Everything in this movie is painted with the deftest of strokes. I remember the first time I saw it, how wowed I was when she pulled the fly off the screen, and then right on cue the blood rolled out of her nose. I said “nice” out loud. And nothing beats the second nosebleed cue, when Aiden sits up and says “you helped her?” Oh, what a moment. I was ready to accept the happy ending, that this was all about righting a terrible injustice. Turning it around like that is one of my favorite cinematic twists. I cherish every second of Noah’s encounter with Samara, and I love the glimpse you get of her face. She’s not just a dead girl, she’s a fucking monster. Whatever it is that’s driven her since her unnatural birth is finally in the open, and it literally kills you to look at it.

Compared to that, Sadako’s eyeball left me pretty cold. I’m just sayin’. I certainly like what they were doing, that the curse is activated by something you see. Your eyes are the curse’s gateway to your head, and so the “ring” turns out to be in Samara’s eye, perhaps burned there by looking up the well for seven days. The idea of seeing something deadly works perfectly with a little girl whose face is obscured by hair (thankyou Japan! thanks Ringu!), I just feel that in Ringu they pull an H.P. Lovecraft with the reveal. Too little.

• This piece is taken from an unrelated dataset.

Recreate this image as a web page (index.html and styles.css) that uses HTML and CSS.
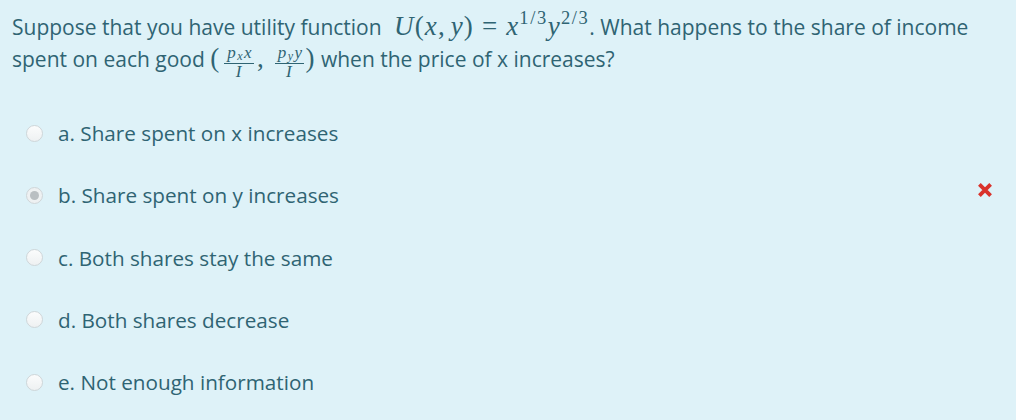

By the end of the movie, the idea of Samara and what she's become is a thing of perfect horror pitch. I think of her as a free-floating burn -- not a fire, but the raw potential of a horrible burn wound, out there somewhere, never sleeping. While alive, she was a representitive for something so terrible it drove horses mad just to be near it. Now she is that thing, whatever it is, and she's merciless and invincible.

This is the scariest American movie ever made. Period.